The hard truth is that the nations most responsible for the nutrient pollution and climate warming driving these blooms — through river runoff, deforestation, and industrial agriculture — have contributed less than $7 million globally to sargassum-related projects over two decades. The Caribbean deserves more than photo opportunities from visiting dignitaries and draft management plans that gather dust.
Regional governments must press harder for formal international compensation mechanisms and push their larger partners to treat sargassum as the climate emergency it is. And within the region, the shift from reactive cleanup to proactive valorisation — learning from Mexico's fishery resource model — offers a realistic path to turning an existential burden into economic resilience.
Meanwhile, potential tourists to the islands will think twice, the more they hear about sargassum and the negative effect it can have on their holiday. This is the danger of depending on sea and sun.
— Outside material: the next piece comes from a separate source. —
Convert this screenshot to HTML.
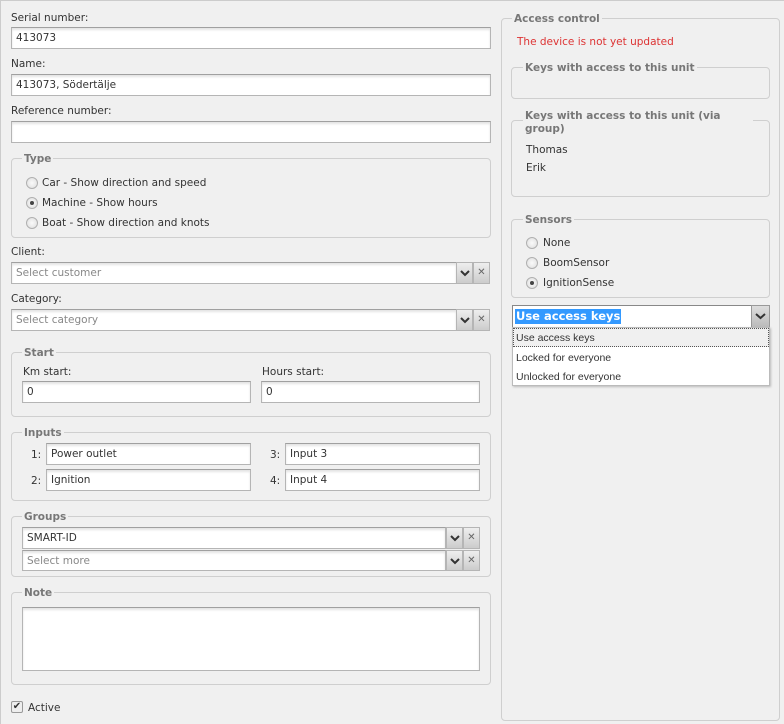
<!DOCTYPE html>
<html><head><meta charset="utf-8"><style>
*{box-sizing:border-box;margin:0;padding:0}
body{width:784px;height:724px;background:#f0f0f0;font-family:"DejaVu Sans",Verdana,sans-serif;font-size:10.5px;color:#333;position:relative;overflow:hidden}
.a{position:absolute}
.lbl{position:absolute;line-height:12px;padding-top:1px}
.inp{position:absolute;background:#fff;border:1px solid #b5b5b5;border-top-color:#a0a0a0;height:22px;line-height:21px;padding-left:4px;box-shadow:inset 0 2px 2px #e4e4e4}
.fs{position:absolute;border:1px solid #cfcfcf;border-radius:4px}
.lg{position:absolute;background:#f0f0f0;font-weight:bold;color:#777;padding:1px 2px 0;line-height:12px}
.rad{position:absolute;width:12px;height:12px;border-radius:50%;border:1px solid #b0b0b0;background:radial-gradient(#fafafa,#ddd);margin-top:1px}
.rad.on::after{content:"";position:absolute;left:3px;top:3px;width:4px;height:4px;border-radius:50%;background:#444}
.btn{position:absolute;width:17px;height:22px;border:1px solid #b5b5b5;background:linear-gradient(#eee,#ccc);color:#666;text-align:center;line-height:20px;font-size:10px}
.btn svg{position:absolute;left:3px;top:7px}
.ph{color:#888}
</style></head><body>
<div class="a" style="left:0;top:0;width:784px;height:1px;background:#ccc"></div>
<div class="a" style="left:0;top:0;width:1px;height:724px;background:#ccc"></div>

<div class="lbl" style="left:11px;top:11px">Serial number:</div>
<div class="inp" style="left:11px;top:27px;width:480px">413073</div>
<div class="lbl" style="left:11px;top:57px">Name:</div>
<div class="inp" style="left:11px;top:74px;width:480px">413073, Södertälje</div>
<div class="lbl" style="left:11px;top:104px">Reference number:</div>
<div class="inp" style="left:11px;top:121px;width:480px"></div>

<div class="fs" style="left:11px;top:158px;width:480px;height:80px"></div>
<div class="lg" style="left:22px;top:152px">Type</div>
<div class="rad" style="left:26px;top:176px"></div><div class="lbl" style="left:42px;top:176px">Car - Show direction and speed</div>
<div class="rad on" style="left:26px;top:196px"></div><div class="lbl" style="left:42px;top:196px">Machine - Show hours</div>
<div class="rad" style="left:26px;top:216px"></div><div class="lbl" style="left:42px;top:216px">Boat - Show direction and knots</div>

<div class="lbl" style="left:11px;top:245px">Client:</div>
<div class="inp ph" style="left:11px;top:262px;width:446px">Select customer</div>
<div class="btn" style="left:456px;top:262px"><svg width="10" height="7"><path d="M1 1L5 5L9 1" stroke="#333" stroke-width="2" fill="none"/></svg></div><div class="btn" style="left:473px;top:262px">✕</div>
<div class="lbl" style="left:11px;top:292px">Category:</div>
<div class="inp ph" style="left:11px;top:309px;width:446px">Select category</div>
<div class="btn" style="left:456px;top:309px"><svg width="10" height="7"><path d="M1 1L5 5L9 1" stroke="#333" stroke-width="2" fill="none"/></svg></div><div class="btn" style="left:473px;top:309px">✕</div>

<div class="fs" style="left:11px;top:352px;width:480px;height:65px"></div>
<div class="lg" style="left:22px;top:346px">Start</div>
<div class="lbl" style="left:23px;top:365px">Km start:</div>
<div class="inp" style="left:22px;top:381px;width:229px">0</div>
<div class="lbl" style="left:262px;top:365px">Hours start:</div>
<div class="inp" style="left:261px;top:381px;width:219px">0</div>

<div class="fs" style="left:11px;top:432px;width:480px;height:69px"></div>
<div class="lg" style="left:22px;top:426px">Inputs</div>
<div class="lbl" style="left:31px;top:448px">1:</div><div class="inp" style="left:46px;top:443px;width:205px">Power outlet</div>
<div class="lbl" style="left:31px;top:474px">2:</div><div class="inp" style="left:46px;top:469px;width:205px">Ignition</div>
<div class="lbl" style="left:270px;top:448px">3:</div><div class="inp" style="left:285px;top:443px;width:195px">Input 3</div>
<div class="lbl" style="left:270px;top:474px">4:</div><div class="inp" style="left:285px;top:469px;width:195px">Input 4</div>

<div class="fs" style="left:11px;top:516px;width:480px;height:61px"></div>
<div class="lg" style="left:22px;top:510px">Groups</div>
<div class="inp" style="left:22px;top:527px;width:424px">SMART-ID</div>
<div class="btn" style="left:446px;top:527px"><svg width="10" height="7"><path d="M1 1L5 5L9 1" stroke="#333" stroke-width="2" fill="none"/></svg></div><div class="btn" style="left:463px;top:527px">✕</div>
<div class="inp ph" style="left:22px;top:550px;width:424px;height:21px">Select more</div>
<div class="btn" style="left:446px;top:550px;height:21px"><svg width="10" height="7"><path d="M1 1L5 5L9 1" stroke="#333" stroke-width="2" fill="none"/></svg></div><div class="btn" style="left:463px;top:550px;height:21px">✕</div>

<div class="fs" style="left:11px;top:592px;width:480px;height:93px"></div>
<div class="lg" style="left:22px;top:586px">Note</div>
<div class="inp" style="left:22px;top:607px;width:458px;height:64px"></div>

<div class="a" style="left:11px;top:701px;width:12px;height:12px;border:1px solid #999;border-radius:2px;background:#eee;font-size:10px;line-height:10px;text-align:center">✔</div>
<div class="lbl" style="left:28px;top:701px">Active</div>

<div class="fs" style="left:501px;top:18px;width:279px;height:703px"></div>
<div class="lg" style="left:512px;top:12px">Access control</div>
<div class="lbl" style="left:517px;top:35px;color:#d33">The device is not yet updated</div>

<div class="fs" style="left:511px;top:67px;width:259px;height:32px"></div>
<div class="lg" style="left:523px;top:61px">Keys with access to this unit</div>

<div class="fs" style="left:511px;top:120px;width:259px;height:77px"></div>
<div class="lg" style="left:523px;top:109px;width:230px;line-height:13px">Keys with access to this unit (via group)</div>
<div class="lbl" style="left:526px;top:143px">Thomas</div>
<div class="lbl" style="left:526px;top:161px">Erik</div>

<div class="fs" style="left:511px;top:219px;width:259px;height:79px"></div>
<div class="lg" style="left:523px;top:213px">Sensors</div>
<div class="rad" style="left:526px;top:236px"></div><div class="lbl" style="left:543px;top:236px">None</div>
<div class="rad" style="left:526px;top:256px"></div><div class="lbl" style="left:543px;top:256px">BoomSensor</div>
<div class="rad on" style="left:526px;top:276px"></div><div class="lbl" style="left:543px;top:276px">IgnitionSense</div>

<div class="a" style="left:512px;top:305px;width:258px;height:23px;border:1px solid #888;background:#fff"></div>
<div class="a" style="left:515px;top:309px;background:#3399ff;color:#fff;line-height:15px;font-size:11.5px;font-weight:bold;padding:0 1px">Use access keys</div>
<div class="a" style="left:751px;top:305px;width:19px;height:23px;background:linear-gradient(#ddd,#bbb);border:1px solid #999"><svg width="17" height="21"><path d="M4 8L8.5 12L13 8" stroke="#333" stroke-width="2" fill="none"/></svg></div>
<div class="a" style="left:512px;top:327px;width:258px;height:59px;border:1px solid #bbb;background:#fff;box-shadow:1px 1px 2px #bbb"></div>
<div class="a" style="left:513px;top:328px;width:256px;height:19px;background:#f0f0f0;border:1px dotted #555;padding-left:2px;line-height:18px;font-family:'Liberation Sans',Arial,sans-serif;font-size:10.5px">Use access keys</div>
<div class="lbl" style="left:516px;top:351px;font-family:'Liberation Sans',Arial,sans-serif;font-size:10.5px">Locked for everyone</div>
<div class="lbl" style="left:516px;top:370px;font-family:'Liberation Sans',Arial,sans-serif;font-size:10.5px">Unlocked for everyone</div>
</body></html>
Only countries like Trinidad and Guyana, which have little dependence on tourism, can afford to be blaze about it.
Perhaps this common threat is something that can bring not just Caribbean nations, but all nations that border the Caribbean sea (and some that don't) together, to seek solutions.
If more thought can be given to sargassum and how it can be turned into an economic benefit, all will benefit.
Until then, the whole Caribbean lies victim, not to the Wide Sargasso Sea, but to the west coast of Africa, which also sends them their hurricanes.